▸ **GOAL**
Work out how many lines hold "this". Give the number and nothing else.
-------- PROVIDED RECORDS
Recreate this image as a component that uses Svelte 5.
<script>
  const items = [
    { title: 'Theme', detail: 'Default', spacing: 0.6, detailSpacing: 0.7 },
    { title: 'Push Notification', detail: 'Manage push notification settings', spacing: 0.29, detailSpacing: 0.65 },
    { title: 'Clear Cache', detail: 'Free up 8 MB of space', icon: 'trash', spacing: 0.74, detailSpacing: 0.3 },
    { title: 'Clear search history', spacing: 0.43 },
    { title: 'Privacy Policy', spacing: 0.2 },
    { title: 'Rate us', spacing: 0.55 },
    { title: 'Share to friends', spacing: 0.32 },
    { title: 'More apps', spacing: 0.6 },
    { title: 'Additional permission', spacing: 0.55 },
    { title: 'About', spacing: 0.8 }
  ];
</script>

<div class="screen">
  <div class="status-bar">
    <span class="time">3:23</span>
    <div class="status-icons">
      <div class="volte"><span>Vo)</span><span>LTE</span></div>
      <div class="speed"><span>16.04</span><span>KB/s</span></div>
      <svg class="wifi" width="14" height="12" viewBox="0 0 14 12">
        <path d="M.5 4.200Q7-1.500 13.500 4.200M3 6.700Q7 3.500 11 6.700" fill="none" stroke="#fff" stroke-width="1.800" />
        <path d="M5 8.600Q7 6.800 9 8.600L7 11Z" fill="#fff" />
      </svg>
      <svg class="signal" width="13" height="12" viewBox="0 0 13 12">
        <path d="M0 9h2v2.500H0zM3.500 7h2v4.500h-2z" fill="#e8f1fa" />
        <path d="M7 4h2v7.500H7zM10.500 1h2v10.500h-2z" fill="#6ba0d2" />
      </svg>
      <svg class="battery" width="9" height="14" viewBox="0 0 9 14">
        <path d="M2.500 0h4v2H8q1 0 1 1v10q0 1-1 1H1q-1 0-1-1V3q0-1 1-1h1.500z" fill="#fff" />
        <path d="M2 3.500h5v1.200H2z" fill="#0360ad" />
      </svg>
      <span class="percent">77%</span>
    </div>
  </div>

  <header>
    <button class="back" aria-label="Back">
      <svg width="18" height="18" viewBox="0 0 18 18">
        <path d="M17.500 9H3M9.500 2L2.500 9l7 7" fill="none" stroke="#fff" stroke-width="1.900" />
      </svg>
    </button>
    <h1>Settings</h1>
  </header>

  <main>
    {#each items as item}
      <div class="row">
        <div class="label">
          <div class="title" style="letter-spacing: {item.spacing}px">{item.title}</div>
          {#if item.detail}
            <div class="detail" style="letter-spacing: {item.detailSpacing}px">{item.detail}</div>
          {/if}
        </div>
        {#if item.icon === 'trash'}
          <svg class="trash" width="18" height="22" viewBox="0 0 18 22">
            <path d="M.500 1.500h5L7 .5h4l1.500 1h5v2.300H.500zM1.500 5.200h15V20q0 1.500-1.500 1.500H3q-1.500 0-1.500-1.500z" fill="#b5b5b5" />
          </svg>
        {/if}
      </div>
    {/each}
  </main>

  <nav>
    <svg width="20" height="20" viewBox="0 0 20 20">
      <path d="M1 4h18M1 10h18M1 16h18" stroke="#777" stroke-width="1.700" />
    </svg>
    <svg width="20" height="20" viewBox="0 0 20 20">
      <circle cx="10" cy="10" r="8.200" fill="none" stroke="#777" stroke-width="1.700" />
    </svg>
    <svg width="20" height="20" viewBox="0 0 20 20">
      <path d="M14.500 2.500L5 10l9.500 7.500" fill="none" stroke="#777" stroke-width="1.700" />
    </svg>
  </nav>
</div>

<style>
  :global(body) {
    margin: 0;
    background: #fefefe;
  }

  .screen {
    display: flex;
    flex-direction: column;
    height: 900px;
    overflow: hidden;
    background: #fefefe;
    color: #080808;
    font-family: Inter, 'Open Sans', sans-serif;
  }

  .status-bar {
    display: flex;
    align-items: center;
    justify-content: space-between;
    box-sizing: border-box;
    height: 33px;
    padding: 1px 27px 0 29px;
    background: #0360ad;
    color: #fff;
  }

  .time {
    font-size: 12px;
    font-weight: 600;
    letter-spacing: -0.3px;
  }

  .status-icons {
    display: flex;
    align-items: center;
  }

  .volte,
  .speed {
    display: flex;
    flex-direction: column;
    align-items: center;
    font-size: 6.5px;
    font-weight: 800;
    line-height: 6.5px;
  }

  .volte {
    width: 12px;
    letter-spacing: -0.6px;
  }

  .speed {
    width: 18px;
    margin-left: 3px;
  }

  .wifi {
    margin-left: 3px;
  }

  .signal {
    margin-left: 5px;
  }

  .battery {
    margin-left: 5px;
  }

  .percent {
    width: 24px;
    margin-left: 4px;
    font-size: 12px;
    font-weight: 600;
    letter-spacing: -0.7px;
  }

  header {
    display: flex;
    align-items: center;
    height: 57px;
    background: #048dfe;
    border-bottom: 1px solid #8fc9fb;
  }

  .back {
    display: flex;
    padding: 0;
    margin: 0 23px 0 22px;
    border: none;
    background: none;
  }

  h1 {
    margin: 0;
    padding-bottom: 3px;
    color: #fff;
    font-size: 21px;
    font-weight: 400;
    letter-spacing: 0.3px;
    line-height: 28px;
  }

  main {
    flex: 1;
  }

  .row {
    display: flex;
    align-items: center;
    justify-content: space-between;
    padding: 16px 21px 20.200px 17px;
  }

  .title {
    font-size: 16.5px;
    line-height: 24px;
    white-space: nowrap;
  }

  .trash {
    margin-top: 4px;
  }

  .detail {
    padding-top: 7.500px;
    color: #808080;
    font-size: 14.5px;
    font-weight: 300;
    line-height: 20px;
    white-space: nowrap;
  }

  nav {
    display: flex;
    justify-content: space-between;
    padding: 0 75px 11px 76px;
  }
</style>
----------------
-------- PROVIDED RECORDS
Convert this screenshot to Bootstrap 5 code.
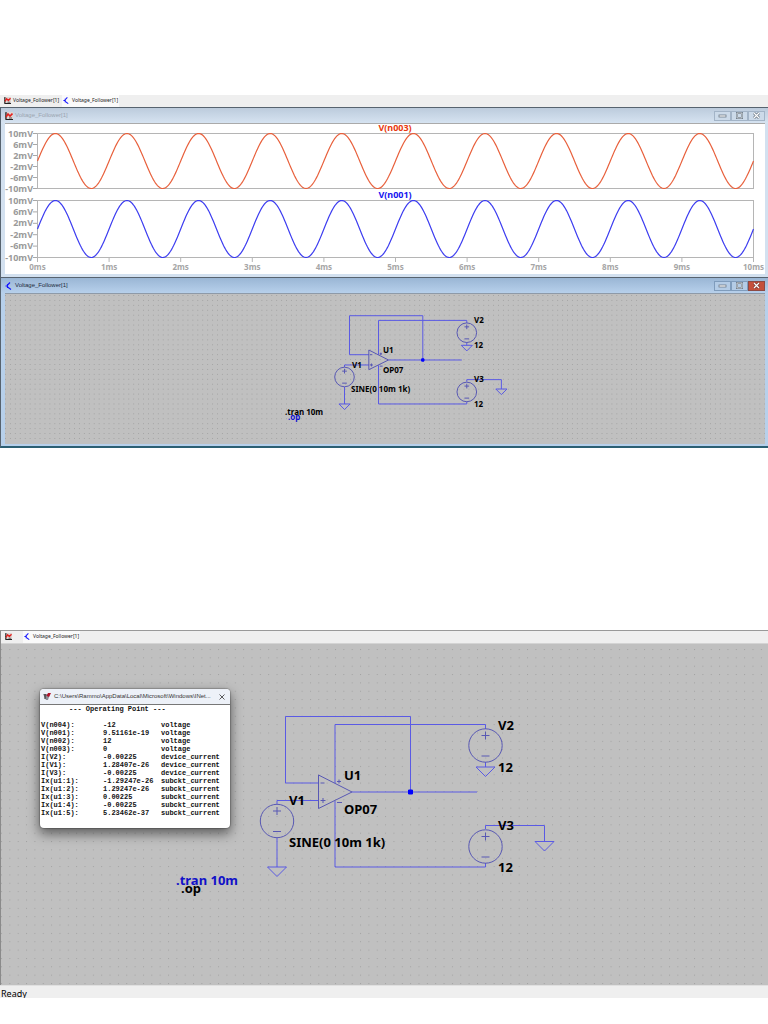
----------------
▸ **RESULT**
2